Fire marshals probing apartment blaze

December 02, 2003|by BRIAN SHAPPELL

Fire marshals continued to investigate a Sunday apartment fire in which a Hagerstown woman was severely burned less than a month after her mother was bludgeoned to death in her Smithsburg-area home.

Meanwhile, a Hagerstown Police Department detective from the Criminal Investigations Division was added to the case, although Lt. Rick Johnson said authorities did not believe foul play was involved in the blaze.

Brenda L. Hitt, of 39 E. North Ave., was listed in critical condition Monday evening at Washington Hospital Center, a hospital spokeswoman said.


Hitt, daughter of Shirley P. Finfrock, suffered severe burns Sunday morning when fire engulfed the front room, being used as a bedroom, of her first-floor apartment, Hagerstown Fire Marshal Tom Brown said.

Brown said other apartments in the building sustained smoke and heat damage but had no fire damage. He said investigators had not determined the cause of the blaze and set no timetable for the release of such information.

"We're still talking to the family, neighbors and people in the area of the building," Brown said Monday. "As soon as we're able to process the evidence and make a determination, we'll do so."

Johnson said the police department assigned Detective Tammy Jurado to the investigation as a result of discussions Monday with Brown.

Both Johnson and Brown said they had no reason to believe foul play was involved.

"It's probably better to err on the side of caution and cover all the bases," Johnson said. "There's been nothing indicating to us there is foul play involved."

Johnson also said authorities had not been led to believe the fire was related to the Finfrock homicide.

Finfrock was found bludgeoned to death in her 22128 Holiday Drive home on Nov. 12. The Washington County Sheriff's Department, which is investigating the homicide, has made no arrests in connection with her death.

East North Avenue resident Roy Miller said Finfrock's death had a noticeably traumatic effect of Hitt, as did an injury to one of her two sons. Miller said Hitt told him her son sustained third-degree burns in a work accident on the same day her mother's body was found.

"The death of her mom really took a toll on her," Miller said. "We talked to her a couple days after, and she seemed like she was in pretty good spirits."

"Lately, it seemed like she didn't want to talk to anybody," he added.

Miller said he was used to speaking with Hitt, whom he described as sweet, thoughtful and dedicated to the students with whom she worked, about 10 to 15 times a week. Miller said he had not seen or heard from her for at least three days before the fire, though her minivan did not appear to have moved.

Hitt was not the only person injured in Sunday's fire. Miller said his wife, Barbara Miller, was treated at Washington County Hospital for smoke inhalation and released. He said the hands of their neighbor, David Moyer, were burned, and he also was treated and released.

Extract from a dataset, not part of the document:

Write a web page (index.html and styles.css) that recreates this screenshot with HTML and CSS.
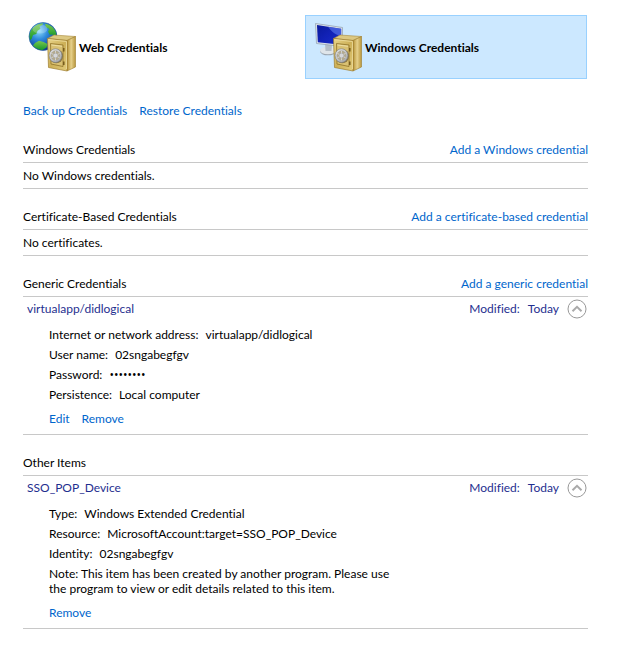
FILE: index.html
```html
<!DOCTYPE html>
<html lang="en">

    <head>
        <meta charset="UTF-8">
        <meta name="viewport" content="width=device-width, initial-scale=1.0">
        <title>Credential Manager</title>
        <link rel="stylesheet" href="styles.css">
    </head>

    <body>
        <!-- shared drawings -->
        <svg class="defs" width="0" height="0" aria-hidden="true">
            <defs>
                <linearGradient id="front" x1="0" y1="0" x2="1" y2="1">
                    <stop offset="0" stop-color="#e9d58a" />
                    <stop offset=".5" stop-color="#cdb057" />
                    <stop offset="1" stop-color="#e2cc7c" />
                </linearGradient>
                <linearGradient id="side" x1="0" y1="0" x2="1" y2="0">
                    <stop offset="0" stop-color="#b59236" />
                    <stop offset=".5" stop-color="#e6d08a" />
                    <stop offset="1" stop-color="#b8963c" />
                </linearGradient>
                <radialGradient id="dial" cx=".4" cy=".35" r=".7">
                    <stop offset="0" stop-color="#f2f2f0" />
                    <stop offset=".7" stop-color="#c4c6c8" />
                    <stop offset="1" stop-color="#97999c" />
                </radialGradient>
                <radialGradient id="ocean" cx=".36" cy=".3" r=".75">
                    <stop offset="0" stop-color="#8fdcfa" />
                    <stop offset=".4" stop-color="#2f8bdc" />
                    <stop offset="1" stop-color="#0a2c86" />
                </radialGradient>
                <linearGradient id="land" x1="0" y1="0" x2="0" y2="1">
                    <stop offset="0" stop-color="#7ac850" />
                    <stop offset="1" stop-color="#17982c" />
                </linearGradient>
                <linearGradient id="screen" x1="0" y1="0" x2="1" y2="1">
                    <stop offset="0" stop-color="#0a1a9c" />
                    <stop offset=".5" stop-color="#1222b8" />
                    <stop offset="1" stop-color="#1a2ec4" />
                </linearGradient>
                <g id="safe">
                    <path d="M19.5 15.5 26 12l21.5 1.5L39 17.5z" fill="#dcc882" stroke="#a98a3c" stroke-width=".6" />
                    <path d="M39 17.5l8.500-4V44L39 48z" fill="url(#side)" stroke="#9d7d2e" stroke-width=".6" />
                    <path d="M19.500 15.500 39 17.500V48l-18.500-3.500z" fill="url(#front)" stroke="#9d7d2e" stroke-width=".7" />
                    <path d="M20.500 16.600 38.500 18.500V46" fill="none" stroke="#efe0a2" stroke-width=".8" />
                    <path d="M22.500 20.500 35 22v21.500l-12-2.500z" fill="#d9c173" stroke="#8f7228" stroke-width=".8" />
                    <path d="M23.500 22 34 23.300" fill="none" stroke="#f3e6b0" stroke-width=".8" />
                    <path d="M35.800 25v3.500M35.800 38.500v3.500" fill="none" stroke="#6f5518" stroke-width="1.400" />
                    <ellipse cx="28.300" cy="33.200" rx="6.800" ry="7" fill="#8c7843" />
                    <ellipse cx="27.500" cy="32.600" rx="6.500" ry="6.900" fill="url(#dial)" stroke="#7d7f82" stroke-width=".6" />
                    <ellipse cx="27.500" cy="32.600" rx="4.600" ry="4.900" fill="#b5ab8c" stroke="#9a9c9e" stroke-width=".5" />
                    <path d="M27.500 27.800v9.600M23.400 30.400l8.200 4.400M31.600 30.400l-8.200 4.400" stroke="#d4d4d0" stroke-width="1" />
                    <circle cx="27.500" cy="32.600" r="2.400" fill="#d6d7d9" stroke="#9a9c9e" stroke-width=".5" />
                </g>
            </defs>
        </svg>

        <main class="manager">
            <div class="tabs">
                <button type="button" class="tab">
                    <svg class="tab-icon" viewBox="0 0 48 48" aria-hidden="true">
                        <circle cx="15" cy="13.500" r="14" fill="url(#ocean)" stroke="#27619f" stroke-width=".6" />
                        <path d="M4 6C7 2 11 .300 15 .200l-.500 1.800-3 1.500 1 2.200-3 2-1.200 3.300-3.300 1-1.300 3.800-1.700 1.400C1 13 1.500 9 4 6z" fill="url(#land)" />
                        <path d="M17 .700c6 .800 10 4.800 11.400 9.800l-1.400 3-2.500-2-2.800.200-1.700-3.200 1.500-2.500-3.500-1.800z" fill="url(#land)" />
                        <path d="M7 20l4-2.200 4.500 1.200 4 2-1 3.500-4 2.500C11 27 7 24.800 5 22.500z" fill="url(#land)" />
                        <ellipse cx="12" cy="6" rx="7.500" ry="4.500" fill="#ffffff" opacity=".22" />
                        <use href="#safe" />
                    </svg>
                    <span>Web Credentials</span>
                </button>
                <button type="button" class="tab active">
                    <svg class="tab-icon" viewBox="0 0 48 48" aria-hidden="true">
                        <ellipse cx="14" cy="28.300" rx="8" ry="4" fill="#9aa5b0" />
                        <ellipse cx="14" cy="27.500" rx="8" ry="3.800" fill="#dfe5ea" />
                        <path d="M11 20l7 1.500-.500 6.500h-6z" fill="#b4bec7" />
                        <path d="M1.500.500 28.500 4.500V23.500L2.500 20.500z" fill="#dde4ec" stroke="#8f9cab" stroke-width=".7" />
                        <path d="M3 2 27.200 5.700V21.800L3.800 19.200z" fill="url(#screen)" />
                        <path d="M14 3.700 27.200 5.700v7.500c-5-1-9-4-13.200-9.500z" fill="#5f7df0" opacity=".6" />
                        <use href="#safe" />
                    </svg>
                    <span>Windows Credentials</span>
                </button>
            </div>

            <div class="links backup">
                <a href="#">Back up Credentials</a>
                <a href="#">Restore Credentials</a>
            </div>

            <section class="group">
                <div class="group-head">
                    <h2>Windows Credentials</h2>
                    <a href="#">Add a Windows credential</a>
                </div>
                <p class="empty">No Windows credentials.</p>
            </section>

            <section class="group">
                <div class="group-head">
                    <h2>Certificate-Based Credentials</h2>
                    <a href="#">Add a certificate-based credential</a>
                </div>
                <p class="empty">No certificates.</p>
            </section>

            <section class="group">
                <div class="group-head">
                    <h2>Generic Credentials</h2>
                    <a href="#">Add a generic credential</a>
                </div>
                <div class="item-head">
                    <h3>virtualapp/didlogical</h3>
                    <span class="modified"><span>Modified:</span><span>Today</span></span>
                    <button type="button" class="toggle" aria-label="Collapse virtualapp/didlogical">
                        <svg viewBox="0 0 20 20"><circle cx="10" cy="10" r="9" /><path d="M5.500 12.200 10 7.800l4.500 4.400" /></svg>
                    </button>
                </div>
                <div class="item-body">
                    <dl>
                        <div><dt>Internet or network address:</dt><dd>virtualapp/didlogical</dd></div>
                        <div><dt>User name:</dt><dd>02sngabegfgv</dd></div>
                        <div><dt>Password:</dt><dd class="password">••••••••</dd></div>
                        <div><dt>Persistence:</dt><dd>Local computer</dd></div>
                    </dl>
                    <div class="links">
                        <a href="#">Edit</a>
                        <a href="#">Remove</a>
                    </div>
                </div>
            </section>

            <section class="group">
                <div class="group-head">
                    <h2>Other Items</h2>
                </div>
                <div class="item-head">
                    <h3>SSO_POP_Device</h3>
                    <span class="modified"><span>Modified:</span><span>Today</span></span>
                    <button type="button" class="toggle" aria-label="Collapse SSO_POP_Device">
                        <svg viewBox="0 0 20 20"><circle cx="10" cy="10" r="9" /><path d="M5.500 12.200 10 7.800l4.500 4.400" /></svg>
                    </button>
                </div>
                <div class="item-body">
                    <dl>
                        <div><dt>Type:</dt><dd>Windows Extended Credential</dd></div>
                        <div><dt>Resource:</dt><dd>MicrosoftAccount:target=SSO_POP_Device</dd></div>
                        <div><dt>Identity:</dt><dd>02sngabegfgv</dd></div>
                    </dl>
                    <p class="note">Note: This item has been created by another program. Please use the program to view or edit details related to this item.</p>
                    <div class="links">
                        <a href="#">Remove</a>
                    </div>
                </div>
            </section>
        </main>
    </body>

</html>
```
FILE: styles.css
```css
* {
    box-sizing: border-box;
    padding: 0;
    margin: 0;
}

body {
    background: #fff;
    color: #000;
    font-family: Lato, "Open Sans", sans-serif;
    font-size: 12px;
    line-height: 20px;
    font-variant-ligatures: none;
}

.defs {
    position: absolute;
}

a {
    color: #0066cc;
    text-decoration: none;
}

a:hover {
    text-decoration: underline;
}

h2,
h3 {
    font-size: 12px;
    font-weight: normal;
}

.manager {
    padding: 15px 34px 20px 23px;
}

.tabs {
    display: grid;
    grid-template-columns: 1fr 1fr;
    gap: 4px;
    margin: 0 1px 0 -4px;
}

.tab {
    display: flex;
    align-items: center;
    gap: 3px;
    height: 64px;
    padding: 0 8px;
    border: 1px solid transparent;
    background: none;
    color: #000;
    font-family: inherit;
    font-size: 12px;
    font-weight: bold;
    font-variant-ligatures: none;
}

.tab.active {
    border-color: #99d1ff;
    background: #cce8ff;
}

.tab-icon {
    flex: none;
    width: 48px;
    height: 48px;
    overflow: visible;
}

.links {
    display: flex;
    gap: 12px;
}

.backup {
    padding: 22px 0 1px;
}

.group {
    padding-top: 16px;
    border-bottom: 1px solid #c8c8c8;
}

.group-head {
    display: flex;
    justify-content: space-between;
    align-items: center;
    height: 25px;
    border-bottom: 1px solid #c8c8c8;
}

.empty {
    padding: 3px 0 2px;
}

.item-head {
    display: flex;
    align-items: center;
    height: 24px;
    padding: 0 1px 0 4px;
    color: #1f2f8f;
}

.modified {
    display: flex;
    gap: 8px;
    margin-left: auto;
}

.toggle {
    width: 20px;
    height: 20px;
    margin-left: 8px;
    border: none;
    background: none;
}

.toggle svg {
    display: block;
    fill: none;
    stroke: #999;
}

.toggle path {
    stroke: #aaa;
    stroke-width: 2;
}

.item-body {
    padding: 4px 0 5px 26px;
}

.item-body dl div {
    display: flex;
    gap: 7px;
}

.item-body .links {
    margin-top: 4px;
}

.password {
    font-family: "Open Sans", sans-serif;
}

.note {
    max-width: 360px;
    padding: 2px 0 3px;
    line-height: 15px;
}
```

Miller said Moyer pulled a screaming Hitt from her burning apartment at approximately 10:15 a.m. Miller said his phone recorded the first three minutes of the ordeal. Moyer called Miller before dropping his phone near the door of Hitt's apartment, Miller said.

Miller said listening to the recording and speaking with Hitt before the ambulance took her away was painful.

"I can't sleep - that's how much chills it brings," Miller said. "I've never seen anything like that."

The Millers' dogs - Drake, 3, and Pebbles, 5 - died when their residence filled with smoke during the blaze, he said.

"Those were the closest things to kids that we had," Miller said. "Everything can be replaced but our dogs."

Barbara Miller said she was able to go into the apartment Monday, only to find the couple had lost nearly everything.

"Our apartment was totally gone," she said. "There's soot and smoke damage everywhere; things were melted; there were holes in the floor."